What I do know, however, is that my relationship with religion is no one else’s relationship with religion. And what I do know is that when we say, “all religion is bad” and try to really emphasize that “all” part, it doesn’t equilaterally attack. Religion is statistically, in the United States, and across the world, most utilized and valued by those who are not white; by those who are not wealthy; and by those who are not men; when we white liberals say “all religion is bad” we are not really attacking wealthy white Christians who give money to fight against reproductive justice, or LGBT rights, like we might think we are. We’re attacking black churches where civil rights organizing historically, and currently, operate so widely out of. We are calling Muslims terrorists. We are attacking immigrant families who often when arriving go first to a place of worship.

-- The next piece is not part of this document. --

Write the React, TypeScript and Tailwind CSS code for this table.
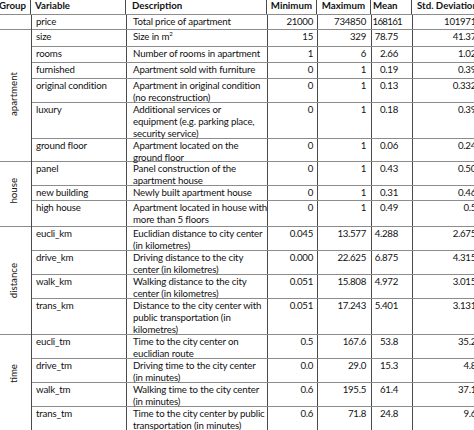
import React from "react";

type Row = {
  v: string;
  d: React.ReactNode[];
  min: string;
  max: string;
  mean: string;
  sd: string;
  h: string;
  meanCls?: string;
};

const rows: Row[] = [
  { v: "price", d: ["Total price of apartment"], min: "21000", max: "734850", mean: "168161", sd: "101971", h: "h-[15px]", meanCls: "pr-[10px] tracking-[-0.7px]" },
  { v: "size", d: [<span key="s">Size in m<sup className="text-[6px] relative top-[1px] align-top leading-none">2</sup></span>], min: "15", max: "329", mean: "78.75", sd: "41.37", h: "h-[17px]" },
  { v: "rooms", d: ["Number of rooms in apartment"], min: "1", max: "6", mean: "2.66", sd: "1.02", h: "h-[16px]" },
  { v: "furnished", d: ["Apartment sold with furniture"], min: "0", max: "1", mean: "0.19", sd: "0.39", h: "h-[16px]" },
  { v: "original condition", d: ["Apartment in original condition", "(no reconstruction)"], min: "0", max: "1", mean: "0.13", sd: "0.332", h: "h-[24px]" },
  { v: "luxury", d: ["Additional services or", "equipment (e.g. parking place,", "security service)"], min: "0", max: "1", mean: "0.18", sd: "0.39", h: "h-[36px]" },
  { v: "ground floor", d: ["Apartment located on the", "ground floor"], min: "0", max: "1", mean: "0.06", sd: "0.24", h: "h-[23px]" },
  { v: "panel", d: ["Panel construction of the", "apartment house"], min: "0", max: "1", mean: "0.43", sd: "0.50", h: "h-[24px]" },
  { v: "new building", d: ["Newly built apartment house"], min: "0", max: "1", mean: "0.31", sd: "0.46", h: "h-[15px]" },
  { v: "high house", d: ["Apartment located in house with", "more than 5 floors"], min: "0", max: "1", mean: "0.49", sd: "0.5", h: "h-[26px]" },
  { v: "eucli_km", d: ["Euclidian distance to city center", "(in kilometres)"], min: "0.045", max: "13.577", mean: "4.288", sd: "2.675", h: "h-[24px]" },
  { v: "drive_km", d: ["Driving distance to the city", "center (in kilometres)"], min: "0.000", max: "22.625", mean: "6.875", sd: "4.315", h: "h-[24px]" },
  { v: "walk_km", d: ["Walking distance to the city", "center (in kilometres)"], min: "0.051", max: "15.808", mean: "4.972", sd: "3.015", h: "h-[24px]" },
  { v: "trans_km", d: ["Distance to the city center with", "public transportation (in", "kilometres)"], min: "0.051", max: "17.243", mean: "5.401", sd: "3.131", h: "h-[36px]" },
  { v: "eucli_tm", d: ["Time to the city center on", "euclidian route"], min: "0.5", max: "167.6", mean: "53.8", sd: "35.2", h: "h-[24px]" },
  { v: "drive_tm", d: ["Driving time to the city center", "(in minutes)"], min: "0.0", max: "29.0", mean: "15.3", sd: "4.8", h: "h-[24px]" },
  { v: "walk_tm", d: ["Walking time to the city center", "(in minutes)"], min: "0.6", max: "195.5", mean: "61.4", sd: "37.1", h: "h-[24px]" },
  { v: "trans_tm", d: ["Time to the city center by public", "transportation (in minutes)"], min: "0.6", max: "71.8", mean: "24.8", sd: "9.6", h: "h-[26px]" },
];

const VB = "border-r border-[#4a4a4a]";
const HB = "border-b border-[#8c8c8c]";

function GroupBlock({ label, h, extra }: { label: string; h: string; extra?: string }) {
  return (
    <div className={`${h} ${HB} flex items-center justify-center pr-[5px] ${extra ?? ""}`}>
      <span className="[writing-mode:vertical-rl] rotate-180 leading-[12px]">{label}</span>
    </div>
  );
}

export default function App() {
  return (
    <div
      className="w-[474px] h-[430px] overflow-hidden bg-white text-[#111111] text-[9.7px] leading-[12px]"
      style={{ fontFamily: "Lato, 'Open Sans', sans-serif" }}
    >
      <div className="w-[480px]">
        {/* header */}
        <div className={`flex h-[15px] ${HB} font-bold`}>
          <div className={`w-[32px] shrink-0 ${VB} -mt-[1px] -ml-[1px] pr-[1px]`}>Group</div>
          <div className={`w-[95px] shrink-0 ${VB} pl-[4px] -mt-[1px]`}>Variable</div>
          <div className={`w-[141px] shrink-0 ${VB} pl-[6px] -mt-[1px]`}>Description</div>
          <div className={`w-[50px] shrink-0 ${VB} flex justify-end pr-[4px] -mt-[1px]`}>
            <span className="whitespace-nowrap">Minimum</span>
          </div>
          <div className={`w-[54px] shrink-0 ${VB} flex justify-end pr-[5px] -mt-[1px]`}>
            <span className="whitespace-nowrap">Maximum</span>
          </div>
          <div className={`w-[41px] shrink-0 ${VB} pl-[2px] -mt-[1px]`}>Mean</div>
          <div className="w-[70px] shrink-0 pl-[5px] whitespace-nowrap -mt-[1px]">Std. Deviation</div>
        </div>
        {/* body */}
        <div className="flex">
          <div className={`w-[32px] shrink-0 ${VB} flex flex-col`}>
            <div className={`h-[15px] ${HB}`} />
            <GroupBlock label="apartment" h="h-[132px]" extra="pb-[3px]" />
            <GroupBlock label="house" h="h-[65px]" extra="pb-[6px]" />
            <GroupBlock label="distance" h="h-[108px]" />
            <GroupBlock label="time" h="h-[100px]" extra="pb-[22px]" />
          </div>
          <div className="flex flex-col">
            {rows.map((r) => (
              <div key={r.v} className={`flex ${r.h} ${HB}`}>
                <div className={`w-[95px] shrink-0 ${VB} pl-[4px] whitespace-nowrap tracking-[-0.15px]`}>{r.v}</div>
                <div className={`w-[141px] shrink-0 ${VB} pl-[6px] whitespace-nowrap tracking-[-0.15px]`}>
                  {r.d.map((line, i) => (
                    <div key={i}>{line}</div>
                  ))}
                </div>
                <div className={`w-[50px] shrink-0 ${VB} text-right pr-[4px] tracking-[-0.3px]`}>{r.min}</div>
                <div className={`w-[54px] shrink-0 ${VB} text-right pr-[5px] tracking-[-0.3px]`}>{r.max}</div>
                <div className={`w-[41px] shrink-0 ${VB} flex justify-end ${r.meanCls ?? "pr-[14px] tracking-[-0.3px]"}`}>
                  <span className="whitespace-nowrap">{r.mean}</span>
                </div>
                <div className="w-[63px] shrink-0 text-right tracking-[-0.3px]">{r.sd}</div>
              </div>
            ))}
          </div>
        </div>
      </div>
    </div>
  );
}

We are attacking lower-income families that sometimes are only getting by with the aid of their local church’s food pantry. And we’re attacking those religious queer and trans teens, and religious people who have had abortions, who are precariously trying to balance their identities and belief systems when sometimes both sides are saying neither can survive while the other lives.

We’re attacking the marginalized, with our white liberal secular version of holier than thou, while simultaneously using “all religion is bad” as our defense against attacking those same people. And that’s fucked up.

Critique religion, but do so in a way that does not feed into bigotry, that doesn’t broadly generalize, and that is actually self-aware both of the experiences and inherent biases you carry, as well as the gap of knowledge you have of other faith practices you were not raised in and that are treated as lesser in the mainstream culture. Be aware.

If you’re reading this in a place where you have the first amendment right. Okay. You can say whatever the fuck you want, technically (and if you’re a white dude, then, again, you can actually have that fairly guaranteed for you). You can say “all religion is bad.” You CAN say it. Just don’t pretend like you’re not causing any damage. And don’t pretend like you’re actually saying “ALL religion is bad.”